Garden-variety selection bias is bad enough in experimental design, but many of the studies suffer from design features that add to concerns about selection bias. In particular, many of the curriculum evaluations use a post-hoc design, in which a group of schools using a given program, perhaps for many years, is compared after the fact to schools that matched the experimental program at pretest or that matched on other variables, such as poverty or reading measures. The problem is that only the “survivors” are included in the study. Schools that bought the materials, received the training, but abandoned the program before the study took place are not in the final sample, which is therefore limited to more capable schools. As one example of this, Waite (2000), in an evaluation of Everyday Mathematics, described how 17 schools in a Texas city originally received materials and training. Only 7 were still implementing it at the end of the year, and 6 of these agreed to be in the evaluation. We are not told why the other schools dropped out, but it is possible that the staffs of the remaining 6 schools may have been more capable or motivated than those that dropped the program. The comparison group within the same city was likely composed of the full range of more and less capable school staffs, and they presumably had the same opportunity to implement Everyday Mathematics but chose not to do so. Other post-hoc studies, especially those with multi-year implementations, must have also had some number of dropouts, but typically do not report how many schools there were at first and how many dropped out. There are many reasons schools may have dropped out, but it seems likely that any school staff able to implement any innovative program for several years is a more capable, more reform-oriented, or better-led staff than those unable to do so, or (even worse) than those that abandoned the program because it was not working. As an analog, imagine an evaluation of a diet regimen that only studied people who kept up the diet for a year. There are many reasons a person might abandon a diet, but chief among them is that it is not working, so looking only at the non-dropouts would bias such a study.
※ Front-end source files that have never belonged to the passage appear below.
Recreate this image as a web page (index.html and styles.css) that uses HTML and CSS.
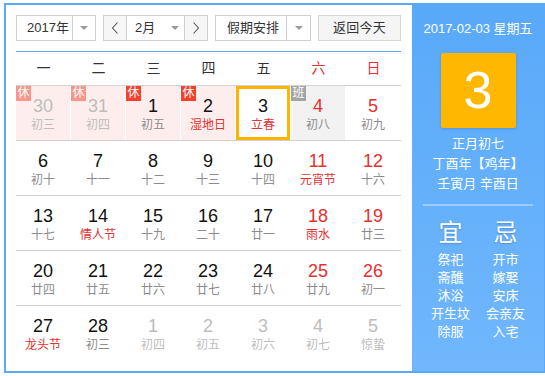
FILE: index.html
```html
<!DOCTYPE html>
<html lang="zh-CN">
<head>
<meta charset="utf-8">
<title>万年历</title>
<link rel="stylesheet" href="styles.css">
</head>
<body>
<div class="cal">
  <div class="main">
    <div class="toolbar">
      <div class="select year">
        <span class="label">2017年</span>
        <span class="drop"><i class="tri"></i></span>
      </div>
      <div class="month-group">
        <span class="nav nav-prev"><svg width="8" height="12" viewBox="0 0 8 12"><polyline points="6.5,0.5 1.5,6 6.5,11.5" fill="none" stroke="#555" stroke-width="1.1"/></svg></span>
        <span class="month"><span class="label">2月</span><i class="tri"></i></span>
        <span class="nav nav-next"><svg width="8" height="12" viewBox="0 0 8 12"><polyline points="1.5,0.5 6.5,6 1.5,11.5" fill="none" stroke="#555" stroke-width="1.1"/></svg></span>
      </div>
      <div class="select holiday">
        <span class="label">假期安排</span>
        <span class="drop"><i class="tri"></i></span>
      </div>
      <div class="today-btn">返回今天</div>
    </div>
    <div class="weekdays">
      <span>一</span><span>二</span><span>三</span><span>四</span><span>五</span><span class="we">六</span><span class="we">日</span>
    </div>
    <div class="rows">
      <div class="row">
        <div class="cell rest other"><i class="badge rest-faded">休</i><b>30</b><em>初三</em></div>
        <div class="cell rest other"><i class="badge rest-faded">休</i><b>31</b><em>初四</em></div>
        <div class="cell rest"><i class="badge">休</i><b>1</b><em>初五</em></div>
        <div class="cell rest"><i class="badge">休</i><b>2</b><em class="fest">湿地日</em></div>
        <div class="cell today"><b>3</b><em class="fest">立春</em></div>
        <div class="cell work weekend"><i class="badge work-badge">班</i><b>4</b><em>初八</em></div>
        <div class="cell weekend"><b>5</b><em>初九</em></div>
      </div>
      <div class="row">
        <div class="cell"><b>6</b><em>初十</em></div>
        <div class="cell"><b>7</b><em>十一</em></div>
        <div class="cell"><b>8</b><em>十二</em></div>
        <div class="cell"><b>9</b><em>十三</em></div>
        <div class="cell"><b>10</b><em>十四</em></div>
        <div class="cell weekend"><b>11</b><em class="fest">元宵节</em></div>
        <div class="cell weekend"><b>12</b><em>十六</em></div>
      </div>
      <div class="row">
        <div class="cell"><b>13</b><em>十七</em></div>
        <div class="cell"><b>14</b><em class="fest">情人节</em></div>
        <div class="cell"><b>15</b><em>十九</em></div>
        <div class="cell"><b>16</b><em>二十</em></div>
        <div class="cell"><b>17</b><em>廿一</em></div>
        <div class="cell weekend"><b>18</b><em class="fest">雨水</em></div>
        <div class="cell weekend"><b>19</b><em>廿三</em></div>
      </div>
      <div class="row">
        <div class="cell"><b>20</b><em>廿四</em></div>
        <div class="cell"><b>21</b><em>廿五</em></div>
        <div class="cell"><b>22</b><em>廿六</em></div>
        <div class="cell"><b>23</b><em>廿七</em></div>
        <div class="cell"><b>24</b><em>廿八</em></div>
        <div class="cell weekend"><b>25</b><em>廿九</em></div>
        <div class="cell weekend"><b>26</b><em>初一</em></div>
      </div>
      <div class="row">
        <div class="cell"><b>27</b><em class="fest">龙头节</em></div>
        <div class="cell"><b>28</b><em>初三</em></div>
        <div class="cell other"><b>1</b><em>初四</em></div>
        <div class="cell other"><b>2</b><em>初五</em></div>
        <div class="cell other"><b>3</b><em>初六</em></div>
        <div class="cell other"><b>4</b><em>初七</em></div>
        <div class="cell other"><b>5</b><em>惊蛰</em></div>
      </div>
    </div>
  </div>
  <div class="side">
    <div class="side-date">2017-02-03 星期五</div>
    <div class="big-day">3</div>
    <div class="lunar">
      <div>正月初七</div>
      <div>丁酉年【鸡年】</div>
      <div>壬寅月 辛酉日</div>
    </div>
    <div class="sep"></div>
    <div class="yiji">
      <div class="col">
        <div class="head">宜</div>
        <div>祭祀</div><div>斋醮</div><div>沐浴</div><div>开生坟</div><div>除服</div>
      </div>
      <div class="col">
        <div class="head">忌</div>
        <div>开市</div><div>嫁娶</div><div>安床</div><div>会亲友</div><div>入宅</div>
      </div>
    </div>
  </div>
</div>
</body>
</html>
```

FILE: styles.css
```css
* { box-sizing: border-box; }
html, body { margin: 0; padding: 0; background: #fff; overflow: hidden; }
body {
  font-family: "Liberation Sans", "Noto Sans CJK SC", sans-serif;
  color: #333;
}
.cal {
  margin: 3px 0 0 4px;
  width: 542px;
  height: 370px;
  border: 2px solid #5aa9f8;
  display: flex;
}
.main {
  width: 406px;
  padding: 10px 11px 0 10px;
  background: #fff;
}
.toolbar {
  display: flex;
  gap: 7px;
  height: 26px;
  font-size: 13px;
  color: #333;
}
.select {
  display: flex;
  border: 1px solid #cfcfcf;
  height: 26px;
  background: #fff;
}
.select .label {
  line-height: 24px;
  padding-left: 10px;
}
.year { width: 80px; }
.year .label { width: 55px; }
.holiday { width: 96px; }
.holiday .label { width: 70px; padding-left: 11px; }
.drop {
  flex: 1;
  border-left: 1px solid #cfcfcf;
  display: flex;
  align-items: center;
  justify-content: center;
}
.tri {
  display: block;
  width: 0; height: 0;
  border-left: 4px solid transparent;
  border-right: 4px solid transparent;
  border-top: 4px solid #9a9a9a;
}
.month-group {
  display: flex;
  width: 105px;
  height: 26px;
  border: 1px solid #cfcfcf;
}
.nav {
  width: 23px;
  background: #f6f6f6;
  display: flex;
  align-items: center;
  justify-content: center;
}
.nav-prev { border-right: 1px solid #cfcfcf; }
.nav-next { border-left: 1px solid #cfcfcf; }
.month {
  flex: 1;
  display: flex;
  align-items: center;
  padding-left: 8px;
}
.month .label { line-height: 24px; width: 36px; }
.today-btn {
  width: 83px;
  height: 26px;
  border: 1px solid #d6d6d6;
  background: #f5f5f5;
  text-align: center;
  line-height: 24px;
  letter-spacing: 0.3px;
}
.weekdays {
  margin-top: 10px;
  border-top: 1px solid #5aa9f8;
  display: grid;
  grid-template-columns: repeat(7, 55px);
  height: 34px;
}
.weekdays span {
  text-align: center;
  line-height: 33px;
  font-size: 14px;
  color: #333;
}
.weekdays .we { color: #e5302f; }
.row {
  display: grid;
  grid-template-columns: repeat(7, 55px);
  border-top: 1px solid #d2d2d2;
  height: 55px;
}
.cell {
  position: relative;
  width: 54px;
  height: 54px;
  padding-top: 10px;
  text-align: center;
}
.cell b {
  display: block;
  font-weight: normal;
  font-size: 18px;
  line-height: 20px;
  color: #111;
}
.cell em {
  display: block;
  font-style: normal;
  font-size: 12px;
  line-height: 18px;
  color: #8c8c8c;
}
.cell.weekend b { color: #e5302f; }
.cell em.fest { color: #e5302f; }
.cell.other b, .cell.other em { color: #bdbdbd; }
.cell.rest { background: #fdeeed; }
.cell.work { background: #f2f2f2; }
.cell.today { box-shadow: inset 0 0 0 3px #ffb400; }
.badge {
  position: absolute;
  top: 0; left: 0;
  width: 15px; height: 15px;
  font-style: normal;
  font-size: 12px;
  line-height: 15px;
  text-align: center;
  color: #fff;
  background: #f3412f;
}
.badge.rest-faded { background: #f7978c; }
.badge.work-badge { background: #a3a3a3; }

.side {
  width: 132px;
  background: linear-gradient(#59a9f9, #70b7fd);
  color: #fff;
  text-align: center;
  padding-top: 14px;
}
.side-date {
  font-size: 13px;
  line-height: 20px;
}
.big-day {
  width: 75px;
  height: 75px;
  margin: 14px auto 0;
  background: #ffb700;
  border-radius: 2px;
  box-shadow: 0 1px 3px rgba(0, 0, 0, 0.15);
  font-size: 52px;
  line-height: 75px;
  color: #fff;
}
.lunar {
  margin-top: 6px;
  font-size: 13px;
  line-height: 20px;
}
.sep {
  width: 110px;
  height: 2px;
  margin: 10px auto 0;
  background: rgba(255, 255, 255, 0.35);
}
.yiji {
  width: 110px;
  margin: 12px auto 0;
  display: flex;
}
.col {
  width: 55px;
  font-size: 13px;
  line-height: 18px;
}
.col .head {
  font-size: 24px;
  line-height: 30px;
  margin-bottom: 3px;
  text-shadow: 0 1px 2px rgba(0, 0, 0, 0.2);
}
```
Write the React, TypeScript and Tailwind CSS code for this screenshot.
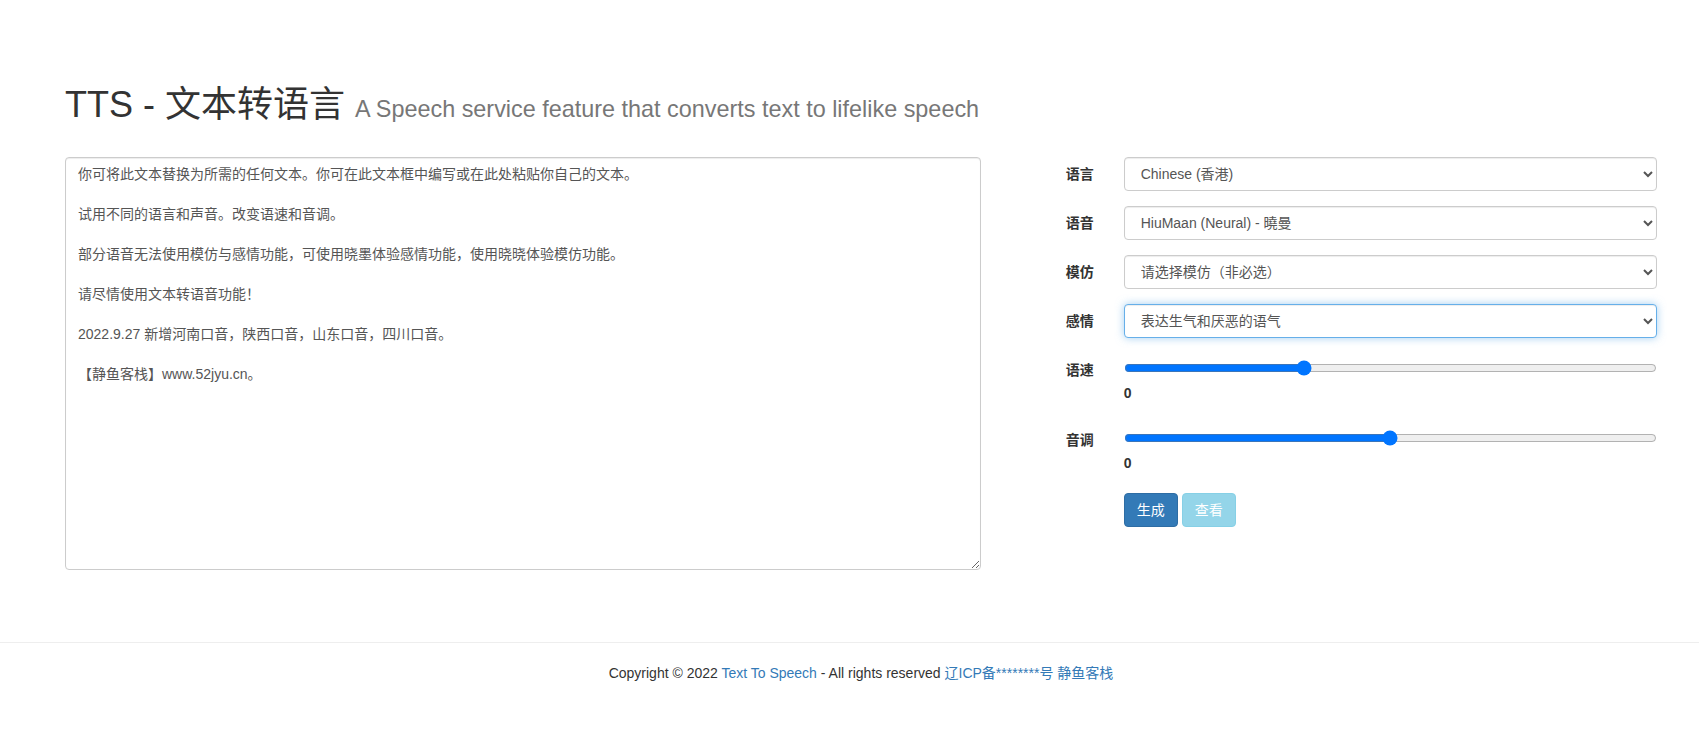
import React from "react";

const sampleText = `你可将此文本替换为所需的任何文本。你可在此文本框中编写或在此处粘贴你自己的文本。

试用不同的语言和声音。改变语速和音调。

部分语音无法使用模仿与感情功能，可使用晓墨体验感情功能，使用晓晓体验模仿功能。

请尽情使用文本转语音功能！

2022.9.27 新增河南口音，陕西口音，山东口音，四川口音。

【静鱼客栈】www.52jyu.cn。`;

const font = "font-['Liberation_Sans','Noto_Sans_CJK_SC',sans-serif]";

function SelectRow({ label, value, options, focused }: { label: string; value: string; options: string[]; focused?: boolean }) {
  return (
    <div className="flex mb-[15px]">
      <label className="w-[112.67px] shrink-0 px-[15px] pt-[7px] text-right font-bold leading-5 text-[#333]">{label}</label>
      <div className="flex-1 px-[15px]">
        <select
          defaultValue={value}
          className={
            "block h-[34px] w-full rounded-[4px] border bg-white px-[12px] py-[6px] text-[14px] leading-5 text-[#555] outline-none " +
            (focused
              ? "border-[#66afe9] shadow-[inset_0_1px_1px_rgba(0,0,0,.075),0_0_8px_rgba(102,175,233,.6)]"
              : "border-[#ccc] shadow-[inset_0_1px_1px_rgba(0,0,0,.075)]")
          }
        >
          {options.map((o) => (
            <option key={o} value={o}>{o}</option>
          ))}
        </select>
      </div>
    </div>
  );
}

function RangeRow({ label, min, max }: { label: string; min: number; max: number }) {
  return (
    <div className="flex mb-[15px]">
      <label className="w-[112.67px] shrink-0 px-[15px] pt-[7px] text-right font-bold leading-5 text-[#333]">{label}</label>
      <div className="flex-1 px-[15px]">
        <div className="flex h-[30px] items-center">
          <input type="range" min={min} max={max} defaultValue={0} className="m-0 w-full" />
        </div>
        <div className="mb-[5px] font-bold leading-5 text-[#333]">0</div>
      </div>
    </div>
  );
}

export default function App() {
  return (
    <div className={`min-h-[731px] bg-white text-[14px] leading-5 text-[#333] ${font}`}>
      {/* Main */}
      <div className="ml-[50px] w-[1622px] pt-[85px]">
        <h1 className="mb-[32px] px-[15px] text-[36px] font-normal leading-[1.1] text-[#333]">
          TTS - 文本转语言 <small className="text-[65%] font-normal text-[#777]">A Speech service feature that converts text to lifelike speech</small>
        </h1>
        <div className="flex">
          {/* Left */}
          <div className="w-[946px] px-[15px]">
            <textarea
              defaultValue={sampleText}
              className="block h-[413px] w-full rounded-[4px] border border-[#ccc] bg-white px-[12px] py-[6px] text-[14px] leading-5 text-[#555] shadow-[inset_0_1px_1px_rgba(0,0,0,.075)] outline-none"
            />
          </div>
          {/* Right */}
          <div className="w-[676px]">
            <SelectRow label="语言" value="Chinese (香港)" options={["Chinese (香港)", "Chinese (Mandarin, Simplified)"]} />
            <SelectRow label="语音" value="HiuMaan (Neural) - 曉曼" options={["HiuMaan (Neural) - 曉曼", "HiuGaai (Neural) - 曉佳"]} />
            <SelectRow label="模仿" value="请选择模仿（非必选）" options={["请选择模仿（非必选）"]} />
            <SelectRow label="感情" value="表达生气和厌恶的语气" options={["表达生气和厌恶的语气"]} focused />
            <RangeRow label="语速" min={-100} max={200} />
            <RangeRow label="音调" min={-50} max={50} />
            <div className="flex gap-[4px] pl-[127.67px]">
              <button className="h-[34px] rounded-[4px] border border-[#2e6da4] bg-[#337ab7] px-[12px] text-[14px] leading-5 text-white">生成</button>
              <button disabled className="h-[34px] rounded-[4px] border border-[#46b8da] bg-[#5bc0de] px-[12px] text-[14px] leading-5 text-white opacity-65">查看</button>
            </div>
          </div>
        </div>
      </div>
      {/* Footer */}
      <div className="mt-[72px] border-t border-[#eee] py-[20px]">
        <p className="ml-[50px] w-[1622px] text-center">
          Copyright © 2022 <a className="text-[#337ab7]">Text To Speech</a> - All rights reserved <a className="text-[#337ab7]">辽ICP备********号 静鱼客栈</a>
        </p>
      </div>
    </div>
  );
}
Worst of all, post-hoc studies usually report outcome data selected from many potential experimental and comparison groups, and may therefore report on especially successful schools using the program or matched schools that happen to have made particularly small gains, making an experimental group look better by comparison. The fact that researchers in post-hoc studies often have pre- and posttest data readily available on hundreds of potential matches, and may deliberately or inadvertently select the schools that show the program to best effect, means that readers must take results from after-the-fact comparisons with a grain of salt.
Finally, because post-hoc studies can be very easy and inexpensive to do, and are usually contracted for by publishers rather than supported by research grants or done as dissertations, such studies are likely to be particularly subject to the “file drawer” problem. That is, post-hoc studies that fail to find expected positive effects are likely to be quietly abandoned, whereas studies supported by grants or produced as dissertations will almost always result in a report of some kind. The file drawer problem has been extensively described in research on meta-analyses and other quantitative syntheses (see, for example, Cooper, 1998), and it is a problem in all research reviews, but it is much more of a problem with post-hoc studies.
Out of the 87 studies on elementary math programs that Slavin found to be sufficiently scientific 38% were post hoc designs. Notably all the "positive" research for the NSF funded constructivist math programs were post hoc designs. Moreover, in almost all cases, these post hoc studies yielded educationally insignificant effect sizes, i.e., less than 0.25 sd. The same is true for most of the major math textbook curricula.